Bunun dışında o kadar nefes kesmeyen performansı ile yine Owen Wilson’ı Ned karakterinde canlı olarak görüyoruz. Yardımcı pilot olan Ned, annesinin ölümünden sonra tası tarağı toplayıp olası babası Zissou’nun yanına gelerek hayatının macerasına atılır. Yönetmenin torpili ile oynadığını düşündüğüm Wilson’ın oyunculuğunu “muhteşem” bulmasam da, düşününce bir yap-bozun parçası gibi geliyor. Yerine koyamadığım bu adam oldukça sinir bozucu. Burnu da kırılmış bence (meşhur Royal Tennenbaums’tan ve diğer tüm Anderson filmlerinde oynamışlığı vardır).



Cast’ta bir Cate Blanchett ismi görüyoruz, hatta sanırım film posterinde de kanguru gibi görünüyor. Jane Winslett-Richardson isminde bir gazeteciyi canlandıran Blanchett ağzında sakızı ile ve hamilelik hormonlarıyla kimi zaman sudaki yaşamları gerse de, kahkahalarla gülmemizi sağlayan şahane bir karakter. Zaten yeteneği ile son dönemlerde iyi yapımlarla da anılması çok da şaşırılacak bir şey değil.

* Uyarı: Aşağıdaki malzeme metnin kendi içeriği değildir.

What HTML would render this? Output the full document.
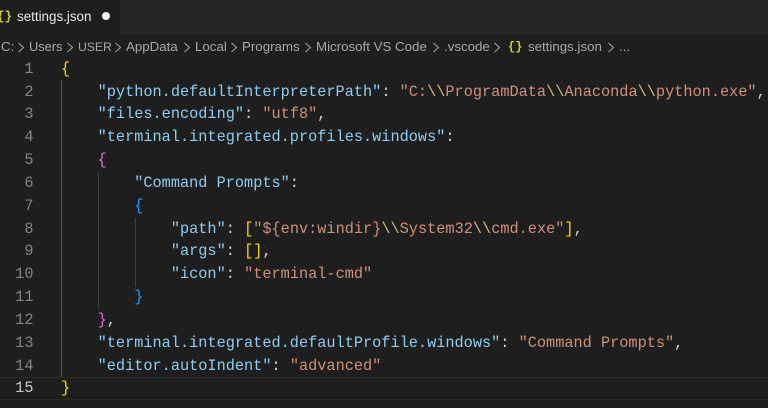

Aslında pek çok orijinal karakteri bünyesinde bulunduran film, hepsi bir yana aslında çoğu karede esinlenme, parodisini de ironikçe çıkarıyor. Sessizlik sonrası gelen dolu cümlelerden kolayca çıkabiliyor ki, Jules and Jim’den, Fellini’nin 8½’una atıfta bulunurken, açık açık Emanuele Crialese’den esinlenmeler görüyoruz. Hatta yakalayamadığım pek çok sahne’yi -sağolsunlar- Wikipedia’da açık açık vermişler. Filmi ikinci defa izlerden alakasız gelen sahnelere “kime atıftı acaba” paranoyasına da dahil olduğum açıktır. Bunun için atıflama tarzını kimi zaman yorucu bulsam da, mizaha mizah kattığı doğrudur şimdi!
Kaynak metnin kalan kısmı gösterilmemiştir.